WHAT NEEDS TO BE DONE |
Each line of the material must be repeated precisely, with the pictures left out.

DATA LINES |
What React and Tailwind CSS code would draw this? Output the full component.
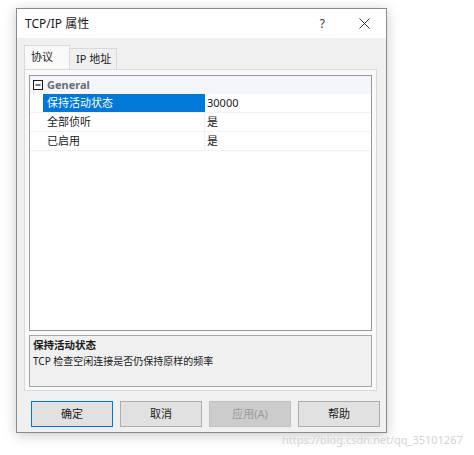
const FONT = "font-['Noto_Sans','Noto_Sans_CJK_SC',sans-serif]";

const ROWS = [
  { label: "保持活动状态", value: "30000", selected: true },
  { label: "全部侦听", value: "是" },
  { label: "已启用", value: "是" },
];

const BUTTONS = [
  { label: "确定", kind: "default" },
  { label: "取消" },
  { label: "应用(A)", kind: "disabled" },
  { label: "帮助" },
];

function CollapseBox() {
  return (
    <svg width="10" height="10" viewBox="0 0 10 10" className="shrink-0">
      <rect x="0.5" y="0.5" width="9" height="9" fill="white" stroke="#1a1a1a" />
      <path d="M2.5 5h5" stroke="#1a1a1a" strokeWidth="1.2" />
    </svg>
  );
}

function TitleBar() {
  return (
    <div className="flex h-[29px] items-center bg-white pl-[8px] pr-[16px]">
      <span className="text-[12px] text-[#1a1a1a]">TCP/IP 属性</span>
      <span className="ml-auto mr-[34px] text-[12px] text-[#333]">?</span>
      <svg width="11" height="11" viewBox="0 0 11 11">
        <path d="M0.5 0.5l10 10M10.5 0.5l-10 10" stroke="#333" strokeWidth="1" />
      </svg>
    </div>
  );
}

function Tabs() {
  return (
    <div className="flex h-[24px] items-end pl-[7px]">
      <div className="flex h-[24px] w-[46px] items-center border border-b-0 border-[#d9d9d9] bg-[#f9f9f9] pl-[6px] text-[11px] text-[#1a1a1a]">
        协议
      </div>
      <div className="flex h-[21px] w-[47px] items-center border-t border-r border-[#d9d9d9] bg-[#f0f0f0] pl-[6px] text-[11px] text-[#1a1a1a]">
        IP 地址
      </div>
    </div>
  );
}

function PropertyGrid() {
  return (
    <div className="flex h-[256px] flex-col border border-[#9a9a9a] bg-white">
      <div className="flex h-[18px] items-center bg-[#f3f6fb]">
        <div className="flex w-[13px] justify-center pl-[2px]">
          <CollapseBox />
        </div>
        <span className="pl-[4px] text-[11px] font-bold text-[#6d6d6d]">General</span>
      </div>
      {ROWS.map(({ label, value, selected }) => (
        <div key={label} className="flex h-[19px] border-b border-[#f2f2f2]">
          <div className="w-[13px]" />
          <div
            className={
              selected
                ? "flex w-[162px] items-center bg-[#0078d7] pl-[4px] text-[11px] text-white"
                : "flex w-[162px] items-center border-r border-[#f0f0f0] pl-[4px] text-[11px] text-[#1a1a1a]"
            }
          >
            {label}
          </div>
          <div className="flex items-center pl-[2px] text-[11px] text-[#1a1a1a]">{value}</div>
        </div>
      ))}
    </div>
  );
}

function Description() {
  return (
    <div className="mt-[4px] flex h-[52px] flex-col border border-[#a5a5a5] bg-[#f0f0f0] pl-[3px] pt-[1px]">
      <span className="text-[10.5px] font-bold leading-[16px] text-[#1a1a1a]">保持活动状态</span>
      <span className="text-[10px] leading-[16px] text-[#1a1a1a]">TCP 检查空闲连接是否仍保持原样的频率</span>
    </div>
  );
}

function DialogButton({ label, kind }) {
  let cls = "border-[#adadad] bg-[#e1e1e1] text-[#1a1a1a]";
  if (kind === "default") cls = "border-[#0078d7] bg-[#e1e1e1] text-[#1a1a1a]";
  if (kind === "disabled") cls = "border-[#bfbfbf] bg-[#cccccc] text-[#9a9a9a]";
  return (
    <div className={`flex h-[26px] w-[82px] items-center justify-center border text-[11px] ${cls}`}>
      {label}
    </div>
  );
}

export default function App() {
  return (
    <div className={`relative min-h-[455px] bg-white pl-[16px] pt-[8px] ${FONT}`}>
      <div className="flex h-[425px] w-[371px] flex-col border border-[#8a8a8a] bg-[#f0f0f0] shadow-[0_2px_12px_rgba(0,0,0,0.22)]">
        <TitleBar />
        <div className="flex flex-1 flex-col pt-[7px]">
          <Tabs />
          <div className="ml-[7px] mr-[9px] flex h-[322px] flex-col border border-[#d9d9d9] bg-[#f9f9f9] px-[4px] pt-[5px]">
            <PropertyGrid />
            <Description />
          </div>
          <div className="mt-[10px] flex gap-[7px] pl-[14px]">
            {BUTTONS.map((b) => (
              <DialogButton key={b.label} {...b} />
            ))}
          </div>
        </div>
      </div>
      <span className="absolute left-[282px] top-[432px] whitespace-nowrap text-[11px] text-[#d4d4d4]">
        https://blog.csdn.net/qq_35101267
      </span>
    </div>
  );
}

TASK RESULT |
What React and Tailwind CSS code would draw this? Output the full component.
const FONT = "font-['Noto_Sans','Noto_Sans_CJK_SC',sans-serif]";

const ROWS = [
  { label: "保持活动状态", value: "30000", selected: true },
  { label: "全部侦听", value: "是" },
  { label: "已启用", value: "是" },
];

const BUTTONS = [
  { label: "确定", kind: "default" },
  { label: "取消" },
  { label: "应用(A)", kind: "disabled" },
  { label: "帮助" },
];

function CollapseBox() {
  return (
    <svg width="10" height="10" viewBox="0 0 10 10" className="shrink-0">
      <rect x="0.5" y="0.5" width="9" height="9" fill="white" stroke="#1a1a1a" />
      <path d="M2.5 5h5" stroke="#1a1a1a" strokeWidth="1.2" />
    </svg>
  );
}

function TitleBar() {
  return (
    <div className="flex h-[29px] items-center bg-white pl-[8px] pr-[16px]">
      <span className="text-[12px] text-[#1a1a1a]">TCP/IP 属性</span>
      <span className="ml-auto mr-[34px] text-[12px] text-[#333]">?</span>
      <svg width="11" height="11" viewBox="0 0 11 11">
        <path d="M0.5 0.5l10 10M10.5 0.5l-10 10" stroke="#333" strokeWidth="1" />
      </svg>
    </div>
  );
}

function Tabs() {
  return (
    <div className="flex h-[24px] items-end pl-[7px]">
      <div className="flex h-[24px] w-[46px] items-center border border-b-0 border-[#d9d9d9] bg-[#f9f9f9] pl-[6px] text-[11px] text-[#1a1a1a]">
        协议
      </div>
      <div className="flex h-[21px] w-[47px] items-center border-t border-r border-[#d9d9d9] bg-[#f0f0f0] pl-[6px] text-[11px] text-[#1a1a1a]">
        IP 地址
      </div>
    </div>
  );
}

function PropertyGrid() {
  return (
    <div className="flex h-[256px] flex-col border border-[#9a9a9a] bg-white">
      <div className="flex h-[18px] items-center bg-[#f3f6fb]">
        <div className="flex w-[13px] justify-center pl-[2px]">
          <CollapseBox />
        </div>
        <span className="pl-[4px] text-[11px] font-bold text-[#6d6d6d]">General</span>
      </div>
      {ROWS.map(({ label, value, selected }) => (
        <div key={label} className="flex h-[19px] border-b border-[#f2f2f2]">
          <div className="w-[13px]" />
          <div
            className={
              selected
                ? "flex w-[162px] items-center bg-[#0078d7] pl-[4px] text-[11px] text-white"
                : "flex w-[162px] items-center border-r border-[#f0f0f0] pl-[4px] text-[11px] text-[#1a1a1a]"
            }
          >
            {label}
          </div>
          <div className="flex items-center pl-[2px] text-[11px] text-[#1a1a1a]">{value}</div>
        </div>
      ))}
    </div>
  );
}

function Description() {
  return (
    <div className="mt-[4px] flex h-[52px] flex-col border border-[#a5a5a5] bg-[#f0f0f0] pl-[3px] pt-[1px]">
      <span className="text-[10.5px] font-bold leading-[16px] text-[#1a1a1a]">保持活动状态</span>
      <span className="text-[10px] leading-[16px] text-[#1a1a1a]">TCP 检查空闲连接是否仍保持原样的频率</span>
    </div>
  );
}

function DialogButton({ label, kind }) {
  let cls = "border-[#adadad] bg-[#e1e1e1] text-[#1a1a1a]";
  if (kind === "default") cls = "border-[#0078d7] bg-[#e1e1e1] text-[#1a1a1a]";
  if (kind === "disabled") cls = "border-[#bfbfbf] bg-[#cccccc] text-[#9a9a9a]";
  return (
    <div className={`flex h-[26px] w-[82px] items-center justify-center border text-[11px] ${cls}`}>
      {label}
    </div>
  );
}

export default function App() {
  return (
    <div className={`relative min-h-[455px] bg-white pl-[16px] pt-[8px] ${FONT}`}>
      <div className="flex h-[425px] w-[371px] flex-col border border-[#8a8a8a] bg-[#f0f0f0] shadow-[0_2px_12px_rgba(0,0,0,0.22)]">
        <TitleBar />
        <div className="flex flex-1 flex-col pt-[7px]">
          <Tabs />
          <div className="ml-[7px] mr-[9px] flex h-[322px] flex-col border border-[#d9d9d9] bg-[#f9f9f9] px-[4px] pt-[5px]">
            <PropertyGrid />
            <Description />
          </div>
          <div className="mt-[10px] flex gap-[7px] pl-[14px]">
            {BUTTONS.map((b) => (
              <DialogButton key={b.label} {...b} />
            ))}
          </div>
        </div>
      </div>
      <span className="absolute left-[282px] top-[432px] whitespace-nowrap text-[11px] text-[#d4d4d4]">
        https://blog.csdn.net/qq_35101267
      </span>
    </div>
  );
}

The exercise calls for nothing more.